3) 1)および2)の検証結果に基づき、放射性廃棄物の処理・処分関連事業における不適切な行為や不信感を増大させる行為の再発防止策を検討し、周知・徹底すること。再発防止策については公開すること(※3) 。
4) 1)および2)の検証結果に基づき、公開の報告会を行うこと。とりわけ、2)に関する報告会は、今後の高レベル放射性廃棄物の処理・処分事業における理解活動と表裏一体のものとし、各地で、継続的に開催すること。また、NUMO職員や資源エネルギー庁職員への研修、および外部事業者への業務委託の際の資料とすること。

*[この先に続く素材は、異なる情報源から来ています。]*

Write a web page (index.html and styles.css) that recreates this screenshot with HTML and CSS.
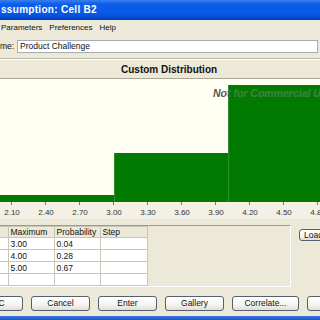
FILE: index.html
```html
<!DOCTYPE html>
<html>

<head>
  <meta charset="UTF-8">
  <title>Define Assumption: Cell B2</title>
  <link rel="stylesheet" href="styles.css">
</head>

<body>
  <div class="window">
    <div class="titlebar">ssumption: Cell B2</div>

    <div class="menubar">
      <span class="menu-item">Parameters</span>
      <span class="menu-item">Preferences</span>
      <span class="menu-item">Help</span>
    </div>

    <div class="namerow">
      <span class="name-label">me:</span>
      <div class="name-input">Product Challenge</div>
    </div>

    <div class="chart-title">Custom Distribution</div>

    <div class="chart">
      <div class="bar" style="width:114px; height:7px"></div>
      <div class="bar" style="width:114px; height:49px"></div>
      <div class="bar bar-last" style="width:92px; height:117px">
        <span class="watermark watermark-on-bar">Not for Commercial Use</span>
      </div>
      <span class="watermark">Not for Commercial Use</span>
    </div>

    <div class="axis">
      <span class="tick">2.10</span>
      <span class="tick">2.40</span>
      <span class="tick">2.70</span>
      <span class="tick">3.00</span>
      <span class="tick">3.30</span>
      <span class="tick">3.60</span>
      <span class="tick">3.90</span>
      <span class="tick">4.20</span>
      <span class="tick">4.50</span>
      <span class="tick">4.80</span>
    </div>

    <div class="lower">
      <div class="grid-box">
        <table class="grid">
          <tr class="grid-head">
            <td class="c0"></td>
            <td class="c1">Maximum</td>
            <td class="c2">Probability</td>
            <td class="c3">Step</td>
          </tr>
          <tr>
            <td class="c0"></td><td>3.00</td><td>0.04</td><td></td>
          </tr>
          <tr>
            <td class="c0"></td><td>4.00</td><td>0.28</td><td></td>
          </tr>
          <tr>
            <td class="c0"></td><td>5.00</td><td>0.67</td><td></td>
          </tr>
          <tr>
            <td class="c0"></td><td></td><td></td><td></td>
          </tr>
        </table>
      </div>
      <div class="side">
        <div class="btn btn-load">Load Data...</div>
      </div>
    </div>

    <div class="buttons">
      <div class="btn btn-first">C</div>
      <div class="btn">Cancel</div>
      <div class="btn">Enter</div>
      <div class="btn">Gallery</div>
      <div class="btn btn-wide">Correlate...</div>
      <div class="btn">Help</div>
    </div>
  </div>
  <div class="taskbar"></div>
</body>

</html>
```

FILE: styles.css
```css
body {
  margin: 0;
  width: 320px;
  height: 320px;
  overflow: hidden;
  background-color: #ece9d8;
  font-family: "Liberation Sans", Arial, sans-serif;
  font-size: 8.5px;
  color: #111;
}

.window {
  height: 316px;
  overflow: hidden;
}

.titlebar {
  height: 20px;
  box-sizing: border-box;
  padding: 4px 0 0 1px;
  color: #fff;
  font-size: 10px;
  font-weight: bold;
  letter-spacing: 0.3px;
  background: linear-gradient(#3a80f0, #0d5ee8 20%, #0658e6 70%, #0348c8 92%, #003aa8);
}

.menubar {
  height: 15px;
  display: flex;
  align-items: center;
  padding-left: 1px;
  gap: 7px;
  font-size: 8px;
}

.menu-item {
  display: inline-block;
}

.namerow {
  height: 24px;
  box-sizing: border-box;
  display: flex;
  align-items: center;
  padding-bottom: 1px;
  border-bottom: 1px solid #b9b6a6;
}

.name-label {
  width: 17px;
}

.name-input {
  width: 301px;
  height: 13px;
  box-sizing: border-box;
  border: 1px solid #a5acb5;
  background-color: #fff;
  padding-left: 2px;
  line-height: 11px;
}

.chart-title {
  height: 20px;
  box-sizing: border-box;
  border-top: 1px solid #fff;
  border-bottom: 1px solid #aaa795;
  padding: 4px 0 0 121px;
  font-size: 10px;
  font-weight: bold;
  color: #111;
}

.chart {
  position: relative;
  height: 123px;
  background-color: #fffff2;
  display: flex;
  align-items: flex-end;
}

.bar {
  position: relative;
  overflow: hidden;
  flex: none;
  background-color: #027a02;
  box-sizing: border-box;
  border-left: 1px solid #2f8f2f;
}

.bar:first-child {
  border-left: none;
}

.watermark {
  position: absolute;
  left: 213px;
  top: 8px;
  white-space: nowrap;
  font-size: 10.5px;
  font-style: italic;
  font-weight: bold;
  color: #555;
}

.watermark-on-bar {
  left: -16px;
  top: 2px;
  color: #2f8c2f;
  z-index: 1;
}

.axis {
  height: 17px;
  display: flex;
  margin-left: -5px;
  background-color: #f3f1e6;
  color: #333;
  font-size: 8px;
}

.tick {
  position: relative;
  flex: none;
  width: 34px;
  text-align: center;
  padding-top: 6px;
}

.tick::before {
  content: "";
  position: absolute;
  top: 0;
  left: 16px;
  width: 1px;
  height: 3px;
  background-color: #777;
}

.lower {
  display: flex;
  margin-top: 6px;
}

.grid-box {
  width: 291px;
  height: 62px;
  box-sizing: border-box;
  border-top: 1px solid #9d9a8a;
  border-right: 1px solid #fff;
  border-bottom: 1px solid #fff;
}

.grid {
  width: 147px;
  border-collapse: collapse;
  table-layout: fixed;
  font: inherit;
}

.grid td {
  height: 12px;
  box-sizing: border-box;
  padding: 0 0 0 2px;
  border: 1px solid #c9c6b8;
  background-color: #fff;
  line-height: 10px;
  white-space: nowrap;
  overflow: hidden;
}

.grid .grid-head td {
  height: 11px;
  background-color: #ece9d8;
}

.grid td.c0 {
  width: 8px;
  padding: 0;
  border-left: none;
}

.grid td.c1,
.grid td.c2 {
  width: 46px;
}

.grid td.c3 {
  width: 47px;
}

.side {
  flex: 1;
  padding: 4px 0 0 8px;
  overflow: hidden;
}

.btn {
  flex: none;
  width: 59px;
  height: 15px;
  box-sizing: border-box;
  border: 1px solid #55606e;
  border-radius: 3px;
  background: linear-gradient(#fff, #f5f4ef 60%, #e0ddd2);
  text-align: center;
  line-height: 13px;
  white-space: nowrap;
}

.btn-load {
  width: 50px;
  height: 12px;
  line-height: 10px;
  text-align: left;
  padding-left: 4px;
}

.buttons {
  display: flex;
  gap: 8px;
  margin-top: 9px;
}

.btn-first {
  width: 43px;
  margin-left: -20px;
}

.btn-wide {
  width: 67px;
}

.taskbar {
  height: 4px;
  background: linear-gradient(#3d77e0, #1b52c8);
}
```
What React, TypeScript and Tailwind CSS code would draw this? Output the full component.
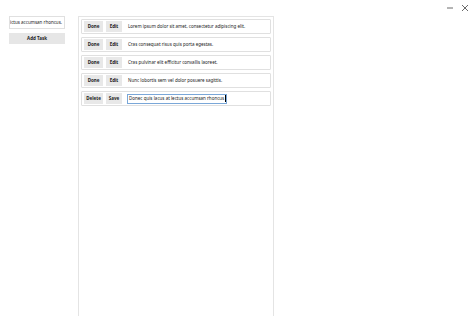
import { useState } from "react";

const TASKS = [
  "Lorem ipsum dolor sit amet, consectetur adipiscing elit.",
  "Cras consequat risus quis porta egestas.",
  "Cras pulvinar elit efficitur convallis laoreet.",
  "Nunc lobortis sem vel dolor posuere sagittis.",
];

export default function App() {
  const [draft] = useState("ictus accumsan rhoncus.");
  const [editing] = useState("Donec quis lacus at lectus accumsan rhoncus");

  return (
    <div
      className="relative h-[316px] w-[474px] overflow-hidden bg-white text-[4.5px] text-[#222]"
      style={{ fontFamily: '"Noto Sans", "Open Sans", sans-serif' }}
    >
      {/* window controls */}
      <div className="absolute right-[4px] top-[3px] flex items-center gap-[5px]">
        <svg width="10" height="10" viewBox="0 0 10 10">
          <path d="M2 5h6" stroke="#444" strokeWidth="0.8" />
        </svg>
        <svg width="10" height="10" viewBox="0 0 10 10">
          <path d="M2 2l6 6M8 2l-6 6" stroke="#444" strokeWidth="0.8" />
        </svg>
      </div>

      <div className="flex gap-[13px] pl-[9px] pt-[16px]">
        <div className="flex w-[56px] flex-col gap-[4px]">
          <div className="flex h-[13px] items-center justify-end overflow-hidden whitespace-nowrap border border-[#e0e0e0] px-[2px]">
            {draft}
          </div>
          <div className="flex h-[11px] items-center justify-center bg-[#e6e6e6] font-bold">Add Task</div>
        </div>

        <div className="flex h-[310px] w-[196px] flex-col gap-[3px] border border-[#e4e4e4] px-[2px] pt-[2px]">
          {TASKS.map((t) => (
            <div key={t} className="flex h-[15px] items-center gap-[3px] rounded-[1px] border border-[#e0e0e0] px-[2px]">
              <div className="flex h-[11px] w-[19px] items-center justify-center bg-[#e8e8e8] font-bold">Done</div>
              <div className="flex h-[11px] w-[16px] items-center justify-center bg-[#e8e8e8] font-bold">Edit</div>
              <span className="ml-[3px] whitespace-nowrap">{t}</span>
            </div>
          ))}
          <div className="flex h-[15px] items-center gap-[3px] rounded-[1px] border border-[#e0e0e0] px-[2px]">
            <div className="flex h-[11px] w-[19px] items-center justify-center bg-[#e8e8e8] font-bold">Delete</div>
            <div className="flex h-[11px] w-[16px] items-center justify-center bg-[#e8e8e8] font-bold">Save</div>
            <div className="ml-[2px] flex h-[10px] w-[100px] items-center whitespace-nowrap border border-[#7aa7d8] px-[1px]">
              {editing}
              <span className="ml-[0.5px] inline-block h-[7px] w-[0.6px] bg-black" />
            </div>
          </div>
        </div>
      </div>
    </div>
  );
}
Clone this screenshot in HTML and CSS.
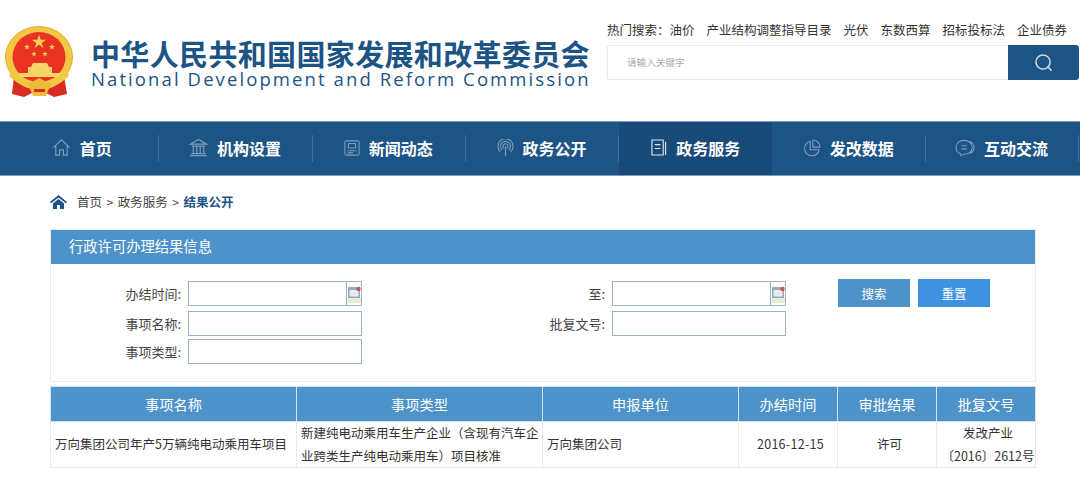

未来世代である青年としての立場から、国際青年環境NGO A SEED JAPANは、環境問題の中に内在する社会的不公正の解決は、過去の歴史や経緯を検証することなしにはありえないと考えます。すでに生み出してしまった高レベル放射性廃棄物の処理・処分について、将来世代への負債を軽減するために現在求められているのは、拙速な地層処分事業および候補地の選定ではなく、将来世代が、高レベル放射性廃棄物の処理・処分について検証し、適切に判断できるための材料および公正さを確保することだと考えます。公正さの確保をこれ以上先送りしないために、今後、地層処分事業の推進の前に、上記提言を実行することを求めます。
以上
※1:なお、2017年11月20日のプレスリリースでは、「外部有識者による評議員会に調査チームを速やかに設置」とされていますが、NUMOの評議員会(https://www.numo.or.jp/about_numo/hyogiinkai/)には、こうした除外すべき条件に該当する評議員が複数含まれていると考えられます。よって、本件の調査チームを設置するには不適切であり、そうした構成の調査チームでは、信頼を得ることは不可能だと考えられます。
※2:NUMOや資源エネルギー庁など、現在、地層処分事業を推進する組織にとっては、こうした旧組織は別の組織であり、過去に行ってきたことは、自らの責任ではないと考えるかもしれませんが、国民にとっては、放射性廃棄物処理・処分事業に携わってきた事業者として、事業の信頼性を判断するにあたって、現在事業を行う組織と区別されるものではありません。
※3:たとえば「委託先の管理が不十分だった」とのことであれば、委託の仕様書などはすべて公開すること。